Competição acirrada no mercado de trabalho. Alto consumismo na sociedade. Desigualdade salarial e social. Machismo. Choi Minho… Essas são algumas das justificativas para a queda da taxa de natalidade na Coreia do Sul que, a cada ano, se torna uma característica constante nos indicadores do Índice de Desenvolvimento Humano (IDH) do país.
Em 2023, a sociedade sul-coreana deu as boas-vindas para uma média de 0.72 nascimentos. Neste ano, a estimativa é de que o valor atinja 0.68. Para se ter uma base de comparação, no Brasil, segundo dados do Instituto Brasileiro de Geografia e Estatística (IBGE), em 2020 a taxa de natalidade era de uma média de 1,65 filhos. Em termos concretos, uma mulher sul-coreana dá à luz a menos da metade de filhos de uma mulher brasileira.
E não para por aí. Esse valor é ainda menor quando se analisa a capital Seul isoladamente. Na cidade, a taxa de natalidade é de 0.55. Com esses números, a lógica é a dos dinossauros: em alguns anos, a sociedade sul-coreana estará extinta.
Emergência nacional
No início deste mês, o presidente da Coreia do Sul Yoon Suk Yeol afirmou, em pronunciamento, que pretende criar um ministério para reverter este quadro. Durante a declaração, Yoon pediu a colaboração do Parlamento para a criação do Ministry of Low Birth Rate, o “Ministério da Baixa Taxa de Natalidade” em tradução livre.
“Mobilizaremos todas as capacidades do país para superar a baixa taxa de natalidade, que pode ser considerada uma emergência nacional” comenta o presidente. Além disso, Yoon reconhece que sua gestão faltou em cumprir responsabilidades que envolvem o bem-estar da população.
É interessante notar que esses números tão baixos não foram capazes de serem revertidos mesmo após anos de insistência por parte do governo, que investiu montantes exorbitantes em sua economia na tentativa de controlar essa tendência. De acordo com um relatório do gabinete do orçamento da Assembleia Nacional, nos últimos 16 anos o Estado sul-coreano injetou uma quantia de, aproximadamente, $ 286 bilhões de dólares (uma média de – não se assuste – 1,4 trilhão de reais) em áreas estratégicas como a assistência à infância (as creches, por exemplo).
Contudo, esse investimento massivo não alcançou as raízes do problema que estão ligadas a fatores culturais e sociais construídos e solidificados há anos.

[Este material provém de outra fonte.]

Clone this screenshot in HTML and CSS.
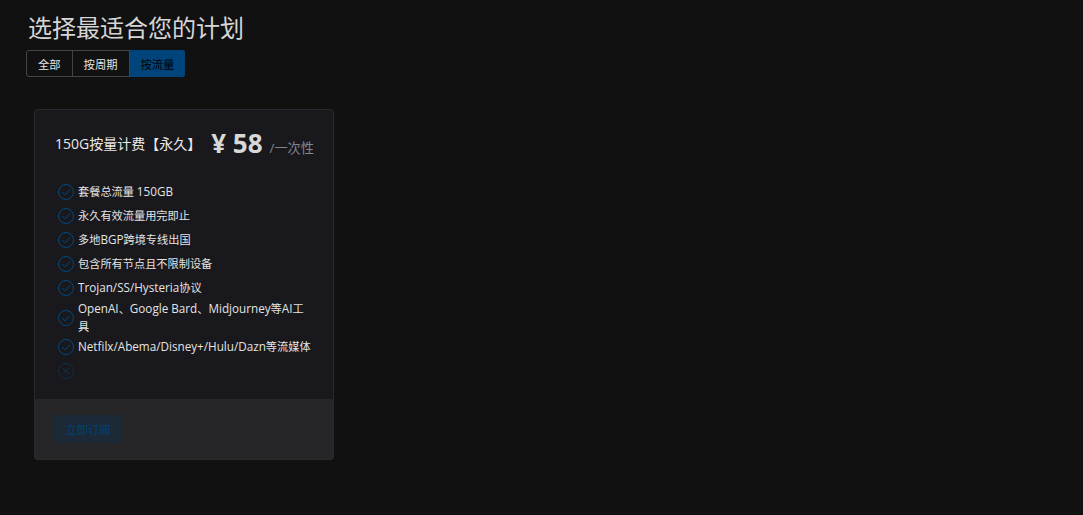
FILE: index.html
```html
<!DOCTYPE html>
<html lang="zh">
<head>
    <meta charset="utf-8">
    <title>选择最适合您的计划</title>
    <link rel="stylesheet" href="styles.css">
</head>
<body>
    <h1 class="page-title">选择最适合您的计划</h1>

    <div class="tabs">
        <span class="tab">全部</span>
        <span class="tab">按周期</span>
        <span class="tab tab-active">按流量</span>
    </div>

    <div class="plan-card">
        <div class="plan-body">
            <div class="plan-head">
                <span class="plan-name">150G按量计费【永久】</span>
                <span class="plan-price">¥ 58</span>
                <span class="plan-unit">/一次性</span>
            </div>

            <ul class="feature-list">
                <li class="feature">
                    <svg class="feature-icon" viewBox="0 0 16 16"><circle cx="8" cy="8" r="7.5"/><path d="M4.2 8.2l2.7 2.7 4.9-5.2"/></svg>
                    <span>套餐总流量 <span class="latin">150GB</span></span>
                </li>
                <li class="feature">
                    <svg class="feature-icon" viewBox="0 0 16 16"><circle cx="8" cy="8" r="7.5"/><path d="M4.2 8.2l2.7 2.7 4.9-5.2"/></svg>
                    <span>永久有效流量用完即止</span>
                </li>
                <li class="feature">
                    <svg class="feature-icon" viewBox="0 0 16 16"><circle cx="8" cy="8" r="7.5"/><path d="M4.2 8.2l2.7 2.7 4.9-5.2"/></svg>
                    <span>多地<span class="latin">BGP</span>跨境专线出国</span>
                </li>
                <li class="feature">
                    <svg class="feature-icon" viewBox="0 0 16 16"><circle cx="8" cy="8" r="7.5"/><path d="M4.2 8.2l2.7 2.7 4.9-5.2"/></svg>
                    <span>包含所有节点且不限制设备</span>
                </li>
                <li class="feature">
                    <svg class="feature-icon" viewBox="0 0 16 16"><circle cx="8" cy="8" r="7.5"/><path d="M4.2 8.2l2.7 2.7 4.9-5.2"/></svg>
                    <span><span class="latin">Trojan/SS/Hysteria</span>协议</span>
                </li>
                <li class="feature">
                    <svg class="feature-icon" viewBox="0 0 16 16"><circle cx="8" cy="8" r="7.5"/><path d="M4.2 8.2l2.7 2.7 4.9-5.2"/></svg>
                    <span><span class="latin">OpenAI</span>、<span class="latin">Google Bard</span>、<span class="latin">Midjourney</span>等<span class="latin">AI</span>工<br>具</span>
                </li>
                <li class="feature">
                    <svg class="feature-icon" viewBox="0 0 16 16"><circle cx="8" cy="8" r="7.5"/><path d="M4.2 8.2l2.7 2.7 4.9-5.2"/></svg>
                    <span><span class="latin">Netfilx/Abema/Disney+/Hulu/Dazn</span>等流媒体</span>
                </li>
                <li class="feature feature-off">
                    <svg class="feature-icon" viewBox="0 0 16 16"><circle cx="8" cy="8" r="7.5"/><path d="M4.8 4.8l6.4 6.4M11.2 4.8l-6.4 6.4"/></svg>
                </li>
            </ul>
        </div>

        <div class="plan-foot">
            <button class="buy-btn">立即订阅</button>
        </div>
    </div>
</body>
</html>
```

FILE: styles.css
```css
html, body {
    height: 100%;
    margin: 0;
    padding: 0;
}

body {
    background: #111112;
    color: #e0e0e0;
    font-family: "Open Sans", "Noto Sans CJK SC", sans-serif;
    font-size: 11.2px;
    padding: 12px 26px 0;
    box-sizing: border-box;
    overflow: hidden;
}

.page-title {
    margin: 0 0 6px 2px;
    font-size: 24px;
    font-weight: 400;
    line-height: 32px;
    color: #d6d6d6;
}

.tabs {
    display: inline-flex;
    height: 27px;
    box-sizing: border-box;
    border: 1px solid #444446;
    border-radius: 3px;
    vertical-align: top;
    font-size: 11.3px;
}

.tab {
    display: flex;
    align-items: center;
    padding: 0 11px;
    color: #e4e4e4;
    border-right: 1px solid #444446;
}

.tab:last-child {
    border-right: 0;
}

.tab-active {
    margin: -1px -1px -1px 0;
    background: #00447c;
    color: #000;
    border-radius: 0 3px 3px 0;
}

.plan-card {
    width: 300px;
    margin: 32px 0 0 8px;
    box-sizing: border-box;
    background: #18181d;
    border: 1px solid #2a2a2d;
    border-radius: 3px;
}

.plan-body {
    padding: 18px 20px 16px;
}

.plan-head {
    display: flex;
    align-items: center;
    height: 30px;
    margin-bottom: 22px;
    white-space: nowrap;
}

.plan-name {
    font-size: 14px;
    color: #e8e8e8;
}

.plan-price {
    margin-left: 10px;
    font-size: 26px;
    font-weight: 700;
    color: #d8d8d8;
}

.plan-unit {
    margin-left: 7px;
    padding-top: 8px;
    font-size: 13.2px;
    color: #85858c;
}

.feature-list {
    list-style: none;
    margin: 0;
    padding: 0 0 0 3px;
}

.feature {
    display: flex;
    align-items: center;
    gap: 4px;
    min-height: 24px;
    line-height: 17.5px;
    color: #e4e4e4;
}

.latin {
    font-size: 11.7px;
}

.feature-icon {
    flex: none;
    width: 16px;
    height: 16px;
    fill: none;
    stroke: #004a80;
    stroke-width: 1;
}

.feature-off .feature-icon {
    stroke: #0f3048;
}

.plan-foot {
    height: 60px;
    padding: 16px 19px;
    box-sizing: border-box;
    background: #262628;
}

.buy-btn {
    display: block;
    width: 68px;
    height: 28px;
    padding: 0;
    border: 0;
    border-radius: 3px;
    background: #1b2a36;
    color: #00427a;
    font-family: inherit;
    font-size: 11.2px;
}
```
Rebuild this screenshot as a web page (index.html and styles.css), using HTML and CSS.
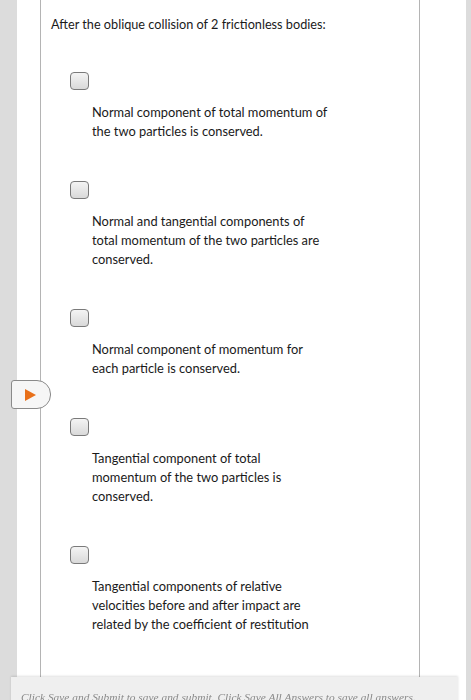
FILE: index.html
```html
<!DOCTYPE html>
<html lang="en">
<head>
    <meta charset="UTF-8">
    <meta name="viewport" content="width=device-width, initial-scale=1.0">
    <title>Question</title>
    <link rel="stylesheet" href="styles.css">
</head>
<body>

<div class="page">
    <div class="question-box">
        <p class="question">After the oblique collision of 2 frictionless bodies:</p>

        <!-- Answer options -->
        <div class="option">
            <span class="checkbox"></span>
            <p class="option-text">Normal component of total momentum of<br>the two particles is conserved.</p>
        </div>

        <div class="option">
            <span class="checkbox"></span>
            <p class="option-text">Normal and tangential components of<br>total momentum of the two particles are<br>conserved.</p>
        </div>

        <div class="option">
            <span class="checkbox"></span>
            <p class="option-text">Normal component of momentum for<br>each particle is conserved.</p>
        </div>

        <div class="option">
            <span class="checkbox"></span>
            <p class="option-text">Tangential component of total<br>momentum of the two particles is<br>conserved.</p>
        </div>

        <div class="option">
            <span class="checkbox"></span>
            <p class="option-text">Tangential components of relative<br>velocities before and after impact are<br>related by the coefficient of restitution</p>
        </div>
    </div>
</div>

<!-- Side tab -->
<div class="side-tab"><span class="tab-arrow"></span></div>

<!-- Footer hint -->
<div class="footer-bar">
    <p>Click Save and Submit to save and submit. Click Save All Answers to save all answers.</p>
</div>

</body>
</html>
```

FILE: styles.css
```css
body {
    margin: 0;
    background-color: #dcdcdc;
    font-family: Lato, "Noto Sans", sans-serif;
    color: #1a1a1a;
}

.page {
    margin: 0 5px 0 17px;
    background-color: #fff;
    min-height: 760px;
}

.question-box {
    margin: 0 46px 0 23px;
    border-left: 1px solid #b4b4b4;
    border-right: 1px solid #b4b4b4;
    min-height: 760px;
    padding: 15px 0 0 10px;
}

.question {
    margin: 0;
    font-size: 12.7px;
    line-height: 19px;
}

.option {
    padding-left: 19px;
}

.question + .option {
    margin-top: 38px;
}

.option + .option {
    margin-top: 40px;
}

.checkbox {
    display: block;
    width: 17px;
    height: 16px;
    border: 1px solid #7a7a7a;
    border-radius: 4px;
    background: linear-gradient(#f4f4f4, #d9d9d9);
}

.option-text {
    margin: 13px 0 0 22px;
    font-size: 12.85px;
    line-height: 19px;
    white-space: nowrap;
}

.side-tab {
    position: absolute;
    left: 11px;
    top: 380px;
    width: 38px;
    height: 27px;
    border: 1px solid #8a8a8a;
    border-radius: 3px 14px 14px 3px;
    background-color: #f6f6f6;
}

.tab-arrow {
    position: absolute;
    left: 13px;
    top: 8px;
    width: 0;
    height: 0;
    border-top: 6px solid transparent;
    border-bottom: 6px solid transparent;
    border-left: 11px solid #e8701a;
}

.footer-bar {
    position: fixed;
    left: 11px;
    top: 677px;
    width: 447px;
    height: 40px;
    background-color: #efefef;
    box-shadow: 0 -1px 2px rgba(0, 0, 0, 0.12);
}

.footer-bar p {
    margin: 0;
    padding: 14px 0 0 10px;
    font-family: "Liberation Serif", serif;
    font-style: italic;
    font-size: 11.4px;
    color: #8a8a8a;
    white-space: nowrap;
}
```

Disparidades sociais e normas culturais podem ser a principal causa
Não é segredo que a sociedade sul-coreana é altamente competitiva e isso pressiona seus habitantes a seguirem padrões rígidos de comportamento, como acontece na cultura de trabalho excessivo que faz os coreanos adotarem jornadas exaustivas em seus empregos.
Para as mulheres, esse cenário é ainda mais agressivo já que a Coreia do Sul é o país com maior disparidade salarial por diferença de gênero entre os integrantes da Organização para a Cooperação e Desenvolvimento Econômico (OECD), uma organização econômica intergovernamental. Essa desigualdade é acentuada pelo fato de que as sul-coreanas são, também, a população com maior grau de escolaridade da OECD. A consequência direta disso são mulheres que preferem investir em suas carreiras e consideram a maternidade arriscada.
Para aquelas que decidem ser mães, a desigualdade aparece novamente. Por lei, homens e mulheres têm direito a licença de um ano durante o período dos primeiros oito anos dos filhos. No entanto, em 2022, apenas 7% dos pais usaram desse direito, enquanto 70% das mães fizeram o mesmo.
A própria instituição do casamento passa por crises e enfrenta quedas no país. Isso dificulta o nascimento de novos coreanos porque, culturalmente, ser casado é como um dos “pré-requisitos” para ter filhos e mulheres que são mães solo, por opção ou não, enfrentam pesados julgamentos.
Além disso, o tempo livre para a sociedade coreana é encarado como o momento para estudar e se aperfeiçoar. Isso caminha em conjunto com a mentalidade defendida pelo país de sempre investir no desenvolvimento pessoal em diferentes frentes, caso contrário o indivíduo está fadado ao fracasso. Portanto, dedicar esse período para outras coisas é quase sempre fora de questão para as mulheres.
Nadar contra esses padrões sociais não vai ser fácil e evidentemente vai exigir mais trabalho por parte do governo, mas penso que a projeção de um futuro tão sombrio quanto a extinção seja o empurrão mais que necessário para colocar novos paradigmas nos eixos e desconstruir imposições culturais na Coreia do Sul.